I can’t tell you the last time I held any writing utensil in my hand. Whether it’s doing a crossword puzzle or paying a bill or jotting down a note, a screen and keypad do the job. But I don’t fret over the change. Yes, memories and individuality are diminished in some ways in a paperless world, but I’ll accept the trade-off any day. Having crayons as a child was wonderful, but you know what else would have been great? Having access to the mountain of information that is accessible 24/7 to us all now. It’s a net win.

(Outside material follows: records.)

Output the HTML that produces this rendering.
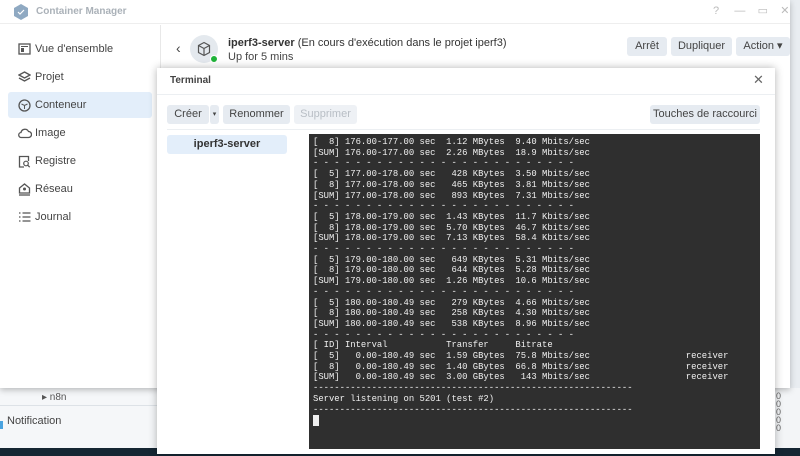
<!DOCTYPE html>
<html><head><meta charset="utf-8"><style>
*{box-sizing:border-box;margin:0;padding:0}
body{width:800px;height:456px;overflow:hidden;background:#e9edf1;font-family:"Liberation Sans",sans-serif;position:relative;font-size:12px;color:#333}
.abs{position:absolute}
.btn{position:absolute;background:#e6ebf1;border-radius:3px;font-size:11px;color:#444;text-align:center;line-height:19px;height:19px}
.nav{position:absolute;left:8px;width:144px;height:26px;line-height:26px;padding-left:27px;font-size:11px;color:#444;border-radius:3px}
.nav svg{position:absolute;left:10px;top:7px}
pre{font-family:"Liberation Mono",monospace;font-size:8.88px;line-height:10.7px;color:#f0f0f0}
</style></head><body>
<div class="abs" style="left:0;top:388px;width:800px;height:60px;background:#f5f7f9"></div>
<div class="abs" style="left:0;top:405px;width:160px;height:1px;background:#dde2e7"></div>
<div class="abs" style="left:42px;top:392px;font-size:10px;color:#555">▸ n8n</div>
<div class="abs" style="left:0;top:421px;width:3px;height:8px;background:#4aa3e0"></div>
<div class="abs" style="left:7px;top:415px;font-size:11px;color:#444">Notification</div>
<div class="abs" style="left:0;top:448px;width:800px;height:8px;background:#152633"></div>
<div class="abs" style="left:775px;top:388px;width:25px;height:60px;background:#f3f5f7"></div>
<div class="abs" style="left:776px;top:392px;font-size:9px;color:#666;line-height:8px">0<br>0<br>0<br>0<br>0</div>
<div class="abs" style="left:0;top:0;width:790px;height:388px;background:#fff;box-shadow:0 2px 6px rgba(0,0,0,.25)">
 <div class="abs" style="left:0;top:0;width:790px;height:24px;border-bottom:1px solid #eee"></div>
 <svg class="abs" style="left:14px;top:4px" width="14" height="16" viewBox="0 0 14 16"><path d="M7 0L14 4V12L7 16L0 12V4Z" fill="#8fa9c2"/><path d="M4 8l2 2 4-4" stroke="#fff" stroke-width="1.2" fill="none"/></svg>
 <div class="abs" style="left:36px;top:6px;font-size:10px;font-weight:bold;color:#aab1b8">Container Manager</div>
 <div class="abs" style="left:713px;top:4px;font-size:11px;color:#bbb">?&nbsp;&nbsp;&nbsp;&nbsp;&nbsp;—&nbsp;&nbsp;&nbsp;&nbsp;▭&nbsp;&nbsp;&nbsp;&nbsp;✕</div>
 <div class="abs" style="left:160px;top:25px;width:1px;height:363px;background:#e8e8e8"></div>
 <div class="nav" style="top:36px"><svg width="13" height="12"><rect x="1" y="1" width="11" height="10" fill="none" stroke="#555" stroke-width="1.3"/><rect x="3" y="5" width="3" height="4" fill="#555"/><line x1="3" y1="3.5" x2="10" y2="3.5" stroke="#555"/></svg>Vue d'ensemble</div>
 <div class="nav" style="top:64px"><svg width="13" height="13"><path d="M6.5 1L12 4 6.5 7 1 4Z M1 7l5.5 3 5.5-3" fill="none" stroke="#555" stroke-width="1.3"/></svg>Projet</div>
 <div class="nav" style="top:92px;background:#e3eefa"><svg width="13" height="13"><circle cx="6.5" cy="6.5" r="5.5" fill="none" stroke="#555" stroke-width="1.3"/><path d="M3.5 5l3 1.5 3-1.5M6.5 6.5v3.5" fill="none" stroke="#555"/></svg>Conteneur</div>
 <div class="nav" style="top:120px"><svg width="14" height="12"><path d="M3.5 10.5h7a3 3 0 0 0 0-6 4 4 0 0 0-7.5 1A2.5 2.5 0 0 0 3.5 10.5Z" fill="none" stroke="#555" stroke-width="1.3"/></svg>Image</div>
 <div class="nav" style="top:148px"><svg width="13" height="13"><path d="M6 12H1.5V1.5h9V6" fill="none" stroke="#555" stroke-width="1.3"/><circle cx="8" cy="8.5" r="2.3" fill="none" stroke="#555" stroke-width="1.2"/><path d="M9.7 10.2l2 2" stroke="#555" stroke-width="1.3"/></svg>Registre</div>
 <div class="nav" style="top:176px"><svg width="13" height="13"><path d="M1.5 5L6.5 1 11.5 5V10H1.5Z" fill="none" stroke="#555" stroke-width="1.3"/><circle cx="6.5" cy="6" r="1.5" fill="#555"/><path d="M1 12h11" stroke="#555" stroke-width="1.3"/></svg>Réseau</div>
 <div class="nav" style="top:204px"><svg width="13" height="12"><path d="M1 2h1.5M1 6h1.5M1 10h1.5M4.5 2h8M4.5 6h8M4.5 10h8" stroke="#555" stroke-width="1.3"/></svg>Journal</div>
 <div class="abs" style="left:176px;top:40px;font-size:14px;color:#444">‹</div>
 <div class="abs" style="left:190px;top:35px;width:28px;height:28px;border-radius:50%;background:#e4e9ee"></div>
 <svg class="abs" style="left:196px;top:41px" width="16" height="16"><path d="M8 1.5l5.5 3v7L8 14.5 2.5 11.5v-7Z M2.5 4.5L8 7.5l5.5-3M8 7.5v7" fill="none" stroke="#555" stroke-width="1.2"/></svg>
 <div class="abs" style="left:210px;top:55px;width:8px;height:8px;border-radius:50%;background:#1fb339;border:1px solid #fff"></div>
 <div class="abs" style="left:228px;top:37px;font-size:11px;color:#333"><b>iperf3-server</b> (En cours d'exécution dans le projet iperf3)</div>
 <div class="abs" style="left:228px;top:51px;font-size:11px;color:#444">Up for 5 mins</div>
 <div class="btn" style="left:627px;top:37px;width:40px">Arrêt</div>
 <div class="btn" style="left:671px;top:37px;width:61px">Dupliquer</div>
 <div class="btn" style="left:736px;top:37px;width:54px">Action ▾</div>
</div>
<div class="abs" style="left:157px;top:68px;width:618px;height:386px;background:#fff;box-shadow:0 0 8px rgba(0,0,0,.3)">
 <div class="abs" style="left:13px;top:7px;font-size:10px;font-weight:bold;color:#444">Terminal</div>
 <div class="abs" style="left:596px;top:4px;font-size:13px;color:#666">✕</div>
 <div class="abs" style="left:0;top:26px;width:618px;height:1px;background:#eceff2"></div>
 <div class="btn" style="left:10px;top:37px;width:42px">Créer</div>
 <div class="btn" style="left:52px;top:37px;width:10px;border-left:1px solid #fff;font-size:7px">▾</div>
 <div class="btn" style="left:66px;top:37px;width:67px">Renommer</div>
 <div class="btn" style="left:137px;top:37px;width:63px;color:#b8bec5;background:#eef1f5">Supprimer</div>
 <div class="btn" style="left:493px;top:37px;width:110px">Touches de raccourci</div>
 <div class="abs" style="left:10px;top:61px;width:593px;height:1px;background:#eceff2"></div>
 <div class="abs" style="left:10px;top:67px;width:120px;height:19px;background:#e3eefa;border-radius:3px;text-align:center;line-height:19px;font-size:11px;font-weight:bold;color:#333">iperf3-server</div>
 <div class="abs" style="left:152px;top:66px;width:451px;height:315px;background:#2f2f2f;padding:3px 0 0 4px"><pre>[  8] 176.00-177.00 sec  1.12 MBytes  9.40 Mbits/sec
[SUM] 176.00-177.00 sec  2.26 MBytes  18.9 Mbits/sec
- - - - - - - - - - - - - - - - - - - - - - - - -
[  5] 177.00-178.00 sec   428 KBytes  3.50 Mbits/sec
[  8] 177.00-178.00 sec   465 KBytes  3.81 Mbits/sec
[SUM] 177.00-178.00 sec   893 KBytes  7.31 Mbits/sec
- - - - - - - - - - - - - - - - - - - - - - - - -
[  5] 178.00-179.00 sec  1.43 KBytes  11.7 Kbits/sec
[  8] 178.00-179.00 sec  5.70 KBytes  46.7 Kbits/sec
[SUM] 178.00-179.00 sec  7.13 KBytes  58.4 Kbits/sec
- - - - - - - - - - - - - - - - - - - - - - - - -
[  5] 179.00-180.00 sec   649 KBytes  5.31 Mbits/sec
[  8] 179.00-180.00 sec   644 KBytes  5.28 Mbits/sec
[SUM] 179.00-180.00 sec  1.26 MBytes  10.6 Mbits/sec
- - - - - - - - - - - - - - - - - - - - - - - - -
[  5] 180.00-180.49 sec   279 KBytes  4.66 Mbits/sec
[  8] 180.00-180.49 sec   258 KBytes  4.30 Mbits/sec
[SUM] 180.00-180.49 sec   538 KBytes  8.96 Mbits/sec
- - - - - - - - - - - - - - - - - - - - - - - - -
[ ID] Interval           Transfer     Bitrate
[  5]   0.00-180.49 sec  1.59 GBytes  75.8 Mbits/sec                  receiver
[  8]   0.00-180.49 sec  1.40 GBytes  66.8 Mbits/sec                  receiver
[SUM]   0.00-180.49 sec  3.00 GBytes   143 Mbits/sec                  receiver
------------------------------------------------------------
Server listening on 5201 (test #2)
------------------------------------------------------------
<span style="display:inline-block;width:6px;height:11px;background:#eee;vertical-align:top"></span></pre></div>
</div>
</body></html>
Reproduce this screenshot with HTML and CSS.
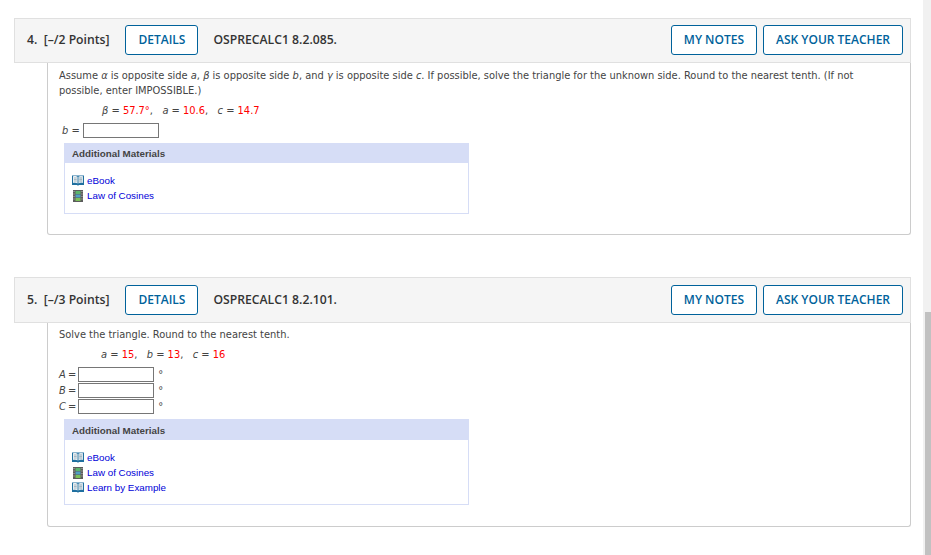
FILE: index.html
```html
<!DOCTYPE html>
<html lang="en">
<head>
<meta charset="utf-8">
<title>Questions</title>
<link rel="stylesheet" href="styles.css">
</head>
<body>
<svg class="defs" width="0" height="0" aria-hidden="true">
  <symbol id="book" viewBox="0 0 12 11">
    <path d="M0 .5h12v9.500H7l-1 .8-1-.8H0z" fill="#1f6f9f"/>
    <path d="M1 1.200c1.800-.5 3.800-.3 4.600.6V8.500C4.600 7.800 3 7.700 1 8z" fill="#e8eef2"/>
    <path d="M11 1.200c-1.800-.5-3.800-.3-4.600.6V8.500C7.400 7.800 9 7.700 11 8z" fill="#d8e4ec"/>
    <path d="M2 3h2.700M2 4.500h2.700M2 6h2.700M7.300 3H10M7.300 4.500H10M7.300 6H10" stroke="#8fa3b0" stroke-width=".7"/>
  </symbol>
  <symbol id="film" viewBox="0 0 10 12">
    <rect width="10" height="12" fill="#5c5c5c"/>
    <rect x="2.500" y="1" width="5" height="3" fill="#5cb56c"/>
    <rect x="2.500" y="4.500" width="5" height="3" fill="#4f9fc4"/>
    <rect x="2.500" y="8" width="5" height="3" fill="#7cbf5a"/>
    <path d="M.5 1h1v1h-1zM.5 3.500h1v1h-1zM.5 6h1v1h-1zM.5 8.500h1v1h-1zM8.500 1h1v1h-1zM8.500 3.500h1v1h-1zM8.500 6h1v1h-1zM8.500 8.500h1v1h-1z" fill="#bbb"/>
  </symbol>
</svg>
<div class="page">
  <main class="questions">
    <section class="question q4">
      <header class="qhead">
        <span class="qnum">4.&nbsp; [–/2 Points]</span>
        <button class="btn details">DETAILS</button>
        <span class="qcode">OSPRECALC1 8.2.085.</span>
        <button class="btn notes">MY NOTES</button>
        <button class="btn">ASK YOUR TEACHER</button>
      </header>
      <div class="qbody">
        <p class="prompt">Assume <i class="var">α</i> is opposite side <i class="var">a</i>, <i class="var">β</i> is opposite side <i class="var">b</i>, and <i class="var">γ</i> is opposite side <i class="var">c</i>. If possible, solve the triangle for the unknown side. Round to the nearest tenth. (If not possible, enter IMPOSSIBLE.)</p>
        <p class="given given-wide"><i class="var">β</i> = <span class="num">57.7°</span>, &nbsp; <i class="var">a</i> = <span class="num">10.6</span>, &nbsp; <i class="var">c</i> = <span class="num">14.7</span></p>
        <div class="answer single"><i class="var">b</i> =<input class="field" type="text"></div>
        <div class="materials">
          <h3 class="mhead">Additional Materials</h3>
          <ul class="mlist">
            <li><svg class="ico book"><use href="#book"/></svg><a href="#">eBook</a></li>
            <li><svg class="ico film"><use href="#film"/></svg><a href="#">Law of Cosines</a></li>
          </ul>
        </div>
      </div>
    </section>
    <section class="question q5">
      <header class="qhead">
        <span class="qnum">5.&nbsp; [–/3 Points]</span>
        <button class="btn details">DETAILS</button>
        <span class="qcode">OSPRECALC1 8.2.101.</span>
        <button class="btn notes">MY NOTES</button>
        <button class="btn">ASK YOUR TEACHER</button>
      </header>
      <div class="qbody">
        <p class="prompt">Solve the triangle. Round to the nearest tenth.</p>
        <p class="given"><i class="var">a</i> = <span class="num">15</span>, &nbsp; <i class="var">b</i> = <span class="num">13</span>, &nbsp; <i class="var">c</i> = <span class="num">16</span></p>
        <div class="answers">
          <div class="answer row"><i class="var lbl">A</i>=<input class="field" type="text"><span class="deg">°</span></div>
          <div class="answer row"><i class="var lbl">B</i>=<input class="field" type="text"><span class="deg">°</span></div>
          <div class="answer row"><i class="var lbl">C</i>=<input class="field" type="text"><span class="deg">°</span></div>
        </div>
        <div class="materials">
          <h3 class="mhead">Additional Materials</h3>
          <ul class="mlist">
            <li><svg class="ico book"><use href="#book"/></svg><a href="#">eBook</a></li>
            <li><svg class="ico film"><use href="#film"/></svg><a href="#">Law of Cosines</a></li>
            <li><svg class="ico book"><use href="#book"/></svg><a href="#">Learn by Example</a></li>
          </ul>
        </div>
      </div>
    </section>
  </main>
  <aside class="scrollbar"><div class="thumb"></div></aside>
</div>
</body>
</html>
```

FILE: styles.css
```css
* { box-sizing: border-box; }
html, body { margin: 0; height: 555px; overflow: hidden; background: #fff; }
body { font-family: "DejaVu Sans", Verdana, sans-serif; font-size: 9.900px; color: #444; }
.defs { position: absolute; }
.page { display: flex; height: 555px; }
.questions { flex: 1; padding: 18px 12px 0 14px; min-width: 0; }
.scrollbar { width: 8px; background: #f1f1f1; padding-top: 312px; display: flex; }
.thumb { flex: 1; margin-left: 2px; background: #c1c1c1; }

.q5 { margin-top: 42px; }
.qhead {
  display: flex; align-items: center; height: 45px; padding: 0 7px 1px 12px;
  background: #f5f5f5; border: 1px solid #e0e0e0;
  font-family: "Open Sans", sans-serif; font-size: 12.200px; font-weight: 600; color: #333;
}
.q5 .qhead { height: 46px; padding-bottom: 0; }
.qnum { margin-right: 16px; padding-bottom: 2px; white-space: nowrap; }
.qcode { margin-left: 15px; margin-right: auto; padding-bottom: 2px; white-space: nowrap; }
.btn {
  height: 30px; padding: 0 12px 2px; background: #fff; border: 1px solid #00629b; border-radius: 3px;
  font-family: "Open Sans", sans-serif; font-size: 12px; font-weight: 600; color: #00629b; white-space: nowrap;
}
.notes { margin-right: 6px; }
.details { width: 73px; padding: 0 0 2px; }

.qbody {
  margin-left: 33px; padding: 5px 11px 20px 11px;
  border: 1px solid #ccc; border-top: 0; border-radius: 0 0 3px 3px;
}
.q4 .qbody { height: 172px; }
.q5 .qbody { height: 204px; padding-top: 4px; }
.prompt { margin: 0; max-width: 800px; line-height: 15px; }
.given { margin: 5px 0 0; padding-left: 42px; line-height: 15px; }
.given-wide { padding-left: 43px; }
.var { font-style: italic; }
.num { color: #f00; }
.answer { display: flex; align-items: center; height: 15px; white-space: pre; }
.single { margin-top: 5px; padding-left: 3px; }
.single .field { margin-left: 3px; }
.answers { margin-top: 4px; }
.row { height: 16px; }
.lbl { width: 9px; }
.field { width: 76px; height: 15px; margin: 0 0 0 1px; padding: 0; border: 1px solid #767676; background: #fff; }
.row .field { margin-left: 2px; }
.deg { margin-left: 4px; }

.materials { width: 405px; margin: 5px 0 0 5px; border: 1px solid #d6ddf6; }
.mhead {
  margin: 0; padding-left: 7px; height: 19px; line-height: 19px; background: #d6ddf6;
  font-family: "Liberation Sans", Arial, sans-serif; font-size: 9.800px; font-weight: 700; color: #444;
}
.q5 .mhead { height: 20px; line-height: 21px; }
.mlist { list-style: none; margin: 0; padding: 10px 7px 10px; font-family: "Liberation Sans", Arial, sans-serif; font-size: 9.800px; }
.q5 .mlist { padding-bottom: 9px; }
.mlist li { display: flex; align-items: center; height: 15px; }
.mlist a { color: #0000d8; text-decoration: none; }
.ico { width: 12px; height: 11px; margin-right: 3px; flex: none; }
.film { height: 12px; }
```
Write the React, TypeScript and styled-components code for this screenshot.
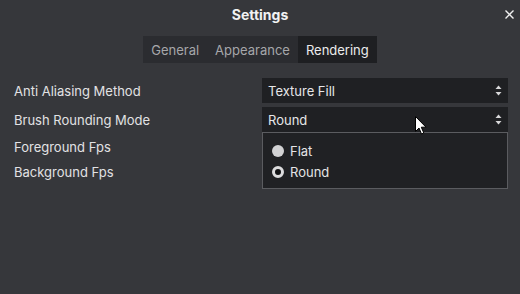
import { ReactElement } from 'react';
import styled, { createGlobalStyle } from 'styled-components';

const GlobalStyle = createGlobalStyle`
  html, body {
    margin: 0;
    padding: 0;
    background: #36373b;
  }
  body {
    font-family: Inter, 'Noto Sans', sans-serif;
    -webkit-font-smoothing: antialiased;
  }
`;

const Window = styled.div`
  position: relative;
  width: 520px;
  height: 294px;
  background: #36373b;
  color: #e4e4e6;
  overflow: hidden;
`;
const Header = styled.div`
  position: relative;
  height: 28px;
  display: flex;
  align-items: center;
  justify-content: center;
`;
const Title = styled.div`
  font-size: 14px;
  font-weight: 700;
  color: #f2f2f3;
`;
const CloseBtn = styled.button`
  position: absolute;
  right: 5px;
  top: 9px;
  width: 11px;
  height: 11px;
  padding: 0;
  border: none;
  background: none;
  display: flex;
  align-items: center;
  justify-content: center;
`;
const TabsRow = styled.div`
  display: flex;
  justify-content: center;
  margin-top: 8px;
`;
const TabBar = styled.div`
  display: flex;
  background: #2b2c30;
  height: 27px;
`;
const Tab = styled.div<{ $active?: boolean }>`
  display: flex;
  align-items: center;
  padding: 0 8px;
  font-size: 13px;
  color: ${(p) => (p.$active ? '#ebebec' : '#a6a7aa')};
  background: ${(p) => (p.$active ? '#1e1f22' : 'transparent')};
`;
const Rows = styled.div`
  display: grid;
  grid-template-columns: 1fr 246px;
  grid-template-rows: 25px 25px 21px 21px;
  row-gap: 4px;
  padding: 0 12px 0 14px;
  margin-top: 15px;
`;
const Label = styled.div`
  display: flex;
  align-items: center;
  font-size: 13px;
  color: #e2e2e4;
`;
const SelectWrap = styled.div`
  position: relative;
`;
const Select = styled.div`
  height: 25px;
  box-sizing: border-box;
  display: flex;
  align-items: center;
  justify-content: space-between;
  padding: 0 6px 0 6px;
  background: #1f2023;
  font-size: 13px;
  color: #e6e6e8;
`;
const Menu = styled.div`
  position: absolute;
  left: 0;
  right: 0;
  top: 25px;
  height: 57px;
  box-sizing: border-box;
  padding: 7px 0 0 9px;
  background: #202124;
  border: 1px solid #5b5c60;
  z-index: 2;
`;
const Option = styled.div`
  height: 21px;
  display: flex;
  align-items: center;
  gap: 6px;
  font-size: 13px;
  color: #e4e4e6;
`;
const Radio = styled.span<{ $checked?: boolean }>`
  width: 12px;
  height: 12px;
  border-radius: 50%;
  box-sizing: border-box;
  background: ${(p) => (p.$checked ? '#111214' : '#d2d2d4')};
  border: ${(p) => (p.$checked ? '3px solid #dcdcde' : 'none')};
`;
const Cursor = styled.svg`
  position: absolute;
  left: 415px;
  top: 116px;
  z-index: 5;
`;

function Arrows(): ReactElement {
  return (
    <svg width="7" height="11" viewBox="0 0 7 11">
      <path d="M3.5 0.5 L6.5 4 H0.5 Z" fill="#d8d8da" />
      <path d="M3.5 10.5 L6.5 7 H0.5 Z" fill="#d8d8da" />
    </svg>
  );
}

function App(): ReactElement {
  return (
    <Window>
      <GlobalStyle />
      <Header>
        <Title>Settings</Title>
        <CloseBtn>
          <svg width="9" height="9" viewBox="0 0 9 9">
            <path d="M0.5 0.5 L8.5 8.5 M8.5 0.5 L0.5 8.5" stroke="#f0f0f0" strokeWidth="1.4" />
          </svg>
        </CloseBtn>
      </Header>

      <TabsRow>
        <TabBar>
          <Tab>General</Tab>
          <Tab>Appearance</Tab>
          <Tab $active>Rendering</Tab>
        </TabBar>
      </TabsRow>

      <Rows>
        <Label>Anti Aliasing Method</Label>
        <SelectWrap>
          <Select>
            Texture Fill
            <Arrows />
          </Select>
        </SelectWrap>

        <Label>Brush Rounding Mode</Label>
        <SelectWrap>
          <Select>
            Round
            <Arrows />
          </Select>
          <Menu>
            <Option>
              <Radio />
              Flat
            </Option>
            <Option>
              <Radio $checked />
              Round
            </Option>
          </Menu>
        </SelectWrap>

        <Label>Foreground Fps</Label>
        <div />
        <Label>Background Fps</Label>
        <div />
      </Rows>

      <Cursor width="13" height="20" viewBox="0 0 13 20">
        <path d="M0.5 0.5 L0.5 15.5 L4 12 L6.5 18 L8.8 17 L6.3 11.2 L11 11.2 Z" fill="#ffffff" stroke="#000000" strokeWidth="1" />
      </Cursor>
    </Window>
  );
}

export default App;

Not everyone agrees, however. In a Guardian essayPhilip Hensher urges the reclamation of penmanship. An excerpt:

“We have surrendered our handwriting for something more mechanical, less distinctively human, less telling about ourselves and less present in our moments of the highest happiness and the deepest emotion. Ink runs in our veins, and shows the world what we are like. The shaping of thought and written language by a pen, moved by a hand to register marks of ink on paper, has for centuries, millennia, been regarded as key to our existence as human beings. In the past, handwriting has been regarded as almost the most powerful sign of our individuality. In 1847, in an American case, a witness testified without hesitation that a signature was genuine, though he had not seen an example of the handwriting for 63 years: the court accepted his testimony.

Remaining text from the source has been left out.